Some time in the late pre-Cambrian, the pre-trilobite, which probably swam by rhythmic undulations of the body, began to come into occasional contact with a substratum, and two things happened: symmetrically placed, i. e., paired, appendages began to develop on the contact surface, and a test on the dorsal side. The first use of the appendages may have been in pushing food forward to the mouth, and for the greater convenience in catching such material, a fold in front of the mouth may have elongated to form the prototype of the hypostoma.

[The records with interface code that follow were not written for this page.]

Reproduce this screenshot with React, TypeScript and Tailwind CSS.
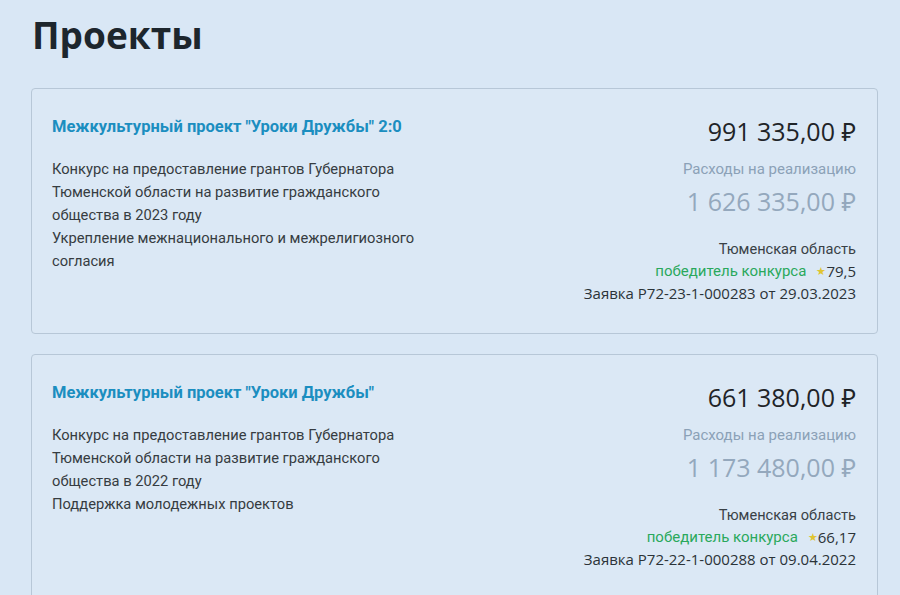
import React from "react";

type Project = {
    title: string;
    lines: string[];
    amount: string;
    total: string;
    region: string;
    score: string;
    request: string;
};

const projects: Project[] = [
    {
        title: 'Межкультурный проект "Уроки Дружбы" 2:0',
        lines: [
            "Конкурс на предоставление грантов Губернатора",
            "Тюменской области на развитие гражданского",
            "общества в 2023 году",
            "Укрепление межнационального и межрелигиозного",
            "согласия",
        ],
        amount: "991 335,00 ₽",
        total: "1 626 335,00 ₽",
        region: "Тюменская область",
        score: "79,5",
        request: "Заявка P72-23-1-000283 от 29.03.2023",
    },
    {
        title: 'Межкультурный проект "Уроки Дружбы"',
        lines: [
            "Конкурс на предоставление грантов Губернатора",
            "Тюменской области на развитие гражданского",
            "общества в 2022 году",
            "Поддержка молодежных проектов",
        ],
        amount: "661 380,00 ₽",
        total: "1 173 480,00 ₽",
        region: "Тюменская область",
        score: "66,17",
        request: "Заявка P72-22-1-000288 от 09.04.2022",
    },
];

const roboto = { fontFamily: 'Roboto, "Noto Sans", sans-serif' };

function ProjectCard({ p }: { p: Project }) {
    return (
        <div className="h-[246px] rounded-[4px] border border-[#b7c7d7] bg-[#dbe8f5] px-5 pt-[27px] flex justify-between">
            <div className="flex flex-col" style={roboto}>
                <h2 className="text-[16.5px] leading-[22px] font-bold text-[#1b8ec0]">{p.title}</h2>
                <div className="mt-[20px] text-[14.7px] leading-[23px] text-[#363c41]">
                    {p.lines.map((l, i) => (
                        <div key={i}>{l}</div>
                    ))}
                </div>
            </div>
            <div className="flex flex-col items-end text-right pr-[1px]">
                <div className="text-[25px] leading-[30px] text-[#1f2428]">{p.amount}</div>
                <div className="mt-[13px] text-[15px] leading-[20px] text-[#8ba1b7]" style={roboto}>Расходы на реализацию</div>
                <div className="mt-[7px] text-[25px] leading-[30px] text-[#94a8bd]">{p.total}</div>
                <div className="mt-[22px] text-[14.6px] leading-[22px] text-[#394146]" style={roboto}>{p.region}</div>
                <div className="text-[15px] leading-[22px] flex items-center">
                    <span className="text-[#2aa85c]" style={roboto}>победитель конкурса</span>
                    <span className="ml-[10px] text-[11px] text-[#e0c531]">★</span>
                    <span className="text-[#2b3338]">{p.score}</span>
                </div>
                <div className="text-[15px] leading-[22px] text-[#2b3338]">{p.request}</div>
            </div>
        </div>
    );
}

export default function App() {
    return (
        <div className="min-h-[595px] bg-[#d9e7f5] px-[31px] pt-[11px] overflow-hidden" style={{ fontFamily: '"Open Sans", "Noto Sans", sans-serif' }}>
            <h1 className="text-[37px] leading-[48px] font-bold text-[#1d262d] pl-[1px]">Проекты</h1>
            <div className="mt-[29px] w-[847px] flex flex-col gap-[20px]">
                {projects.map((p, i) => (
                    <ProjectCard key={i} p={p} />
                ))}
            </div>
        </div>
    );
}
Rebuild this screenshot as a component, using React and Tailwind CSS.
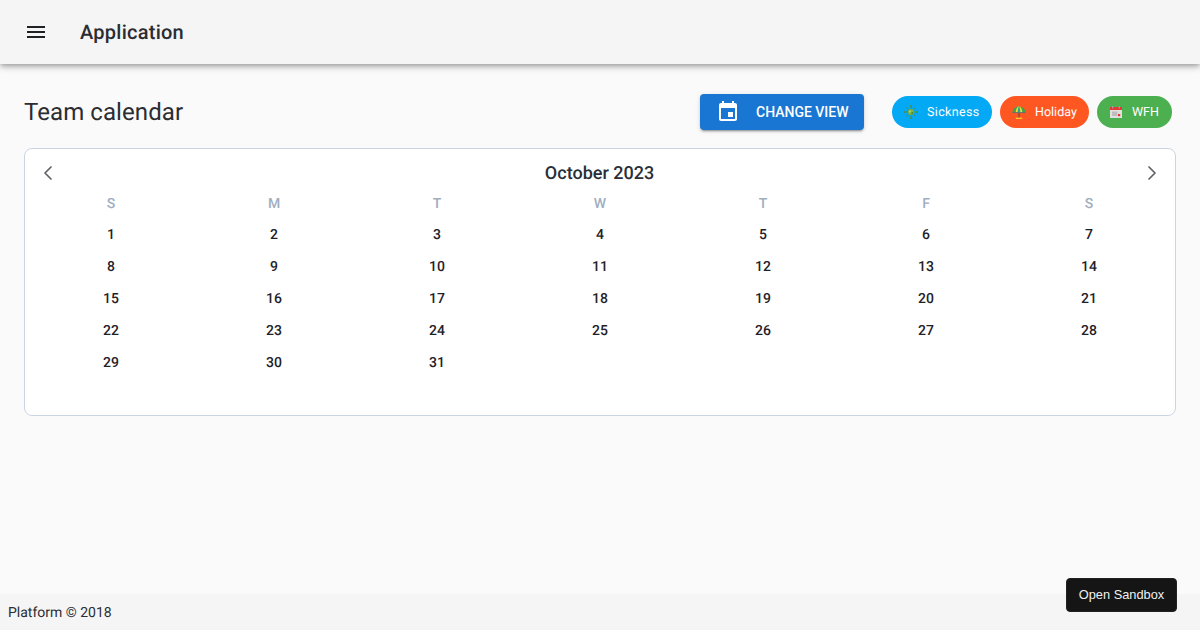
import React from 'react';
import { ChevronLeft, ChevronRight } from 'lucide-react';

const WEEK_DAYS = ['S', 'M', 'T', 'W', 'T', 'F', 'S'];
const DAYS = Array.from({ length: 31 }, (_, i) => i + 1);

function MenuIcon() {
    return (
        <svg width="24" height="24" viewBox="0 0 24 24" fill="#202124">
            <path d="M3 18h18v-2H3v2zm0-5h18v-2H3v2zm0-7v2h18V6H3z" />
        </svg>
    );
}

function CalendarIcon() {
    return (
        <svg width="24" height="24" viewBox="0 0 24 24" fill="#fff">
            <path d="M17 12h-5v5h5v-5zM16 1v2H8V1H6v2H5c-1.11 0-1.99.9-1.99 2L3 19c0 1.1.89 2 2 2h14c1.1 0 2-.9 2-2V5c0-1.1-.9-2-2-2h-1V1h-2zm3 18H5V8h14v11z" />
        </svg>
    );
}

function MicrobeEmoji() {
    return (
        <svg width="14" height="14" viewBox="0 0 14 14">
            <g stroke="#3f9160" strokeWidth="1">
                <path d="M7 0.5v13M0.5 7h13M2.4 2.4l9.2 9.2M11.6 2.4l-9.2 9.2" />
            </g>
            <g fill="#4e8f3a">
                <circle cx="7" cy="1" r="0.9" />
                <circle cx="7" cy="13" r="0.9" />
                <circle cx="1" cy="7" r="0.9" />
                <circle cx="13" cy="7" r="0.9" />
            </g>
            <circle cx="7" cy="7" r="3" fill="#7cb342" />
            <circle cx="6" cy="6.5" r="0.9" fill="#c5d96a" />
            <circle cx="8.2" cy="8" r="0.8" fill="#33691e" />
        </svg>
    );
}

function UmbrellaEmoji() {
    return (
        <svg width="15" height="15" viewBox="0 0 15 15">
            <rect x="7" y="2" width="1" height="11" fill="#5d4037" />
            <path d="M0.5 7.5C0.5 4 3.6 1 7.5 1S14.5 4 14.5 7.5z" fill="#43a047" />
            <path d="M4 7.5C4 4.2 5.6 1.2 7.5 1 9.4 1.2 11 4.2 11 7.5z" fill="#fdd835" />
            <path d="M6 7.5C6 4.2 6.8 1.4 7.5 1 8.2 1.4 9 4.2 9 7.5z" fill="#26a69a" />
            <rect x="0.5" y="7.2" width="14" height="0.9" fill="#546e7a" />
            <rect x="4" y="13" width="7" height="1.5" fill="#fbc02d" />
        </svg>
    );
}

function CalendarEmoji() {
    return (
        <svg width="14" height="14" viewBox="0 0 14 14">
            <rect x="1" y="2" width="12" height="11" fill="#e0e0e0" />
            <rect x="1" y="2" width="12" height="3" fill="#e53935" />
            <rect x="3" y="1" width="1.2" height="2.5" fill="#9e9e9e" />
            <rect x="9.8" y="1" width="1.2" height="2.5" fill="#9e9e9e" />
            <rect x="3" y="6.5" width="5.5" height="4.5" fill="#bdbdbd" />
            <rect x="9" y="9" width="2.2" height="2.2" fill="#e53935" />
        </svg>
    );
}

function Chip({ color, icon, label, className }) {
    return (
        <div className={`flex h-8 items-center rounded-full pl-3 pr-3 text-[12.5px] text-white ${color} ${className}`}>
            <span className="flex w-[14px] justify-center">{icon}</span>
            <span className="ml-[9px] pt-[2px]">{label}</span>
        </div>
    );
}

export default function App() {
    return (
        <div className="relative flex h-[630px] flex-col overflow-hidden bg-[#fafafa] font-['Roboto',sans-serif] text-[#202124] [text-rendering:geometricPrecision]">
            <header className="z-10 flex h-16 shrink-0 items-center bg-[#f5f5f5] px-6 shadow-[0_2px_4px_-1px_rgba(0,0,0,0.2),0_4px_5px_0_rgba(0,0,0,0.14),0_1px_10px_0_rgba(0,0,0,0.12)]">
                <MenuIcon />
                <h1 className="ml-8 text-xl font-medium tracking-[0.25px] text-[#2b2d33]">Application</h1>
            </header>

            <main className="flex-1 px-6 pt-[30px]">
                <div className="flex h-9 items-center">
                    <h2 className="flex-1 text-2xl font-normal tracking-[0.08px] text-[#2b2d33]">Team calendar</h2>
                    <button className="flex h-9 w-[164px] items-center rounded bg-[#1976d2] pl-4 text-sm font-medium text-white shadow-[0_3px_1px_-2px_rgba(0,0,0,0.2),0_2px_2px_0_rgba(0,0,0,0.14),0_1px_5px_0_rgba(0,0,0,0.12)]">
                        <CalendarIcon />
                        <span className="ml-4">CHANGE VIEW</span>
                    </button>
                    <div className="ml-7 mr-1 flex gap-2">
                        <Chip color="bg-[#03a9f4]" icon={<MicrobeEmoji />} label="Sickness" className="w-[100px] tracking-[0.35px]" />
                        <Chip color="bg-[#ff5722]" icon={<UmbrellaEmoji />} label="Holiday" className="w-[89px]" />
                        <Chip color="bg-[#4caf50]" icon={<CalendarEmoji />} label="WFH" className="w-[75px]" />
                    </div>
                </div>

                <section className="mt-[18px] h-[268px] rounded-lg border border-[#cbd5e1] bg-white px-[4.5px] pt-2">
                    <div className="flex h-8 items-center justify-between pl-[6px] pr-[7px]">
                        <ChevronLeft size={24} strokeWidth={1.75} className="text-[#5f6368]" />
                        <span className="pt-[2px] text-lg font-medium text-[#2a2e37]">October 2023</span>
                        <ChevronRight size={24} strokeWidth={1.75} className="text-[#5f6368]" />
                    </div>
                    <div className="grid grid-cols-7">
                        {WEEK_DAYS.map((d, i) => (
                            <div key={i} className="flex h-7 items-center justify-center pt-[2px] text-sm font-medium text-[#a0aec0]">
                                {d}
                            </div>
                        ))}
                    </div>
                    <div className="grid grid-cols-7 pt-[1px]">
                        {DAYS.map((d) => (
                            <div key={d} className="flex h-8 items-center justify-center pt-[2px] text-sm font-medium text-[#1f2128]">
                                {d}
                            </div>
                        ))}
                    </div>
                </section>
            </main>

            <footer className="flex h-9 shrink-0 items-center bg-[#f5f5f5] px-2 pt-[2px] text-sm text-[#2b2d33]">
                Platform © 2018
            </footer>

            <button className="absolute bottom-[18px] right-[23px] flex h-[34px] w-[111px] items-center justify-center rounded border border-[#222] bg-[#151515] font-['Liberation_Sans',sans-serif] text-[12.8px] text-[#f0f0f0]">
                Open Sandbox
            </button>
        </div>
    );
}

At this time the substratum may not have been the ocean bottom at all, but the animals, still free swimmers, may have alighted at feeding time on floating algæ from the surface of which they collected their food. While the dorsal test was originally jointed at every segment, the undulatory mode of swimming seems to have given way to the method of sculling by means of the posterior end only, or by the use of the appendages, and the anterior segments early became fused together.

The result of the hardening of the dorsal test was of course to reduce to that extent the area available for respiration, and this function was now transferred in part to the limbs, which bifurcated, one branch continuing the food-gathering process and the other becoming a gill. The next step may have been the "discovery" of the ocean bottom and the tapping of an hitherto unexploited supply of food. Upon this, there set in those adaptations to a crawling mode of existence which are so well shown in the trilobite. The crawling legs became lengthened and took on a hardened test, the hypostoma was greatly elongated, pushing the mouth backward, and new segments were added to produce a long worm-like form which could adapt itself to the inequalities of the bottom. That the test of the appendages became hardened later than that of the body is shown by the specimens of Neolenus, in which the dorsal shell as preserved in the shale is thick and solid, while the test of the appendages is a mere film.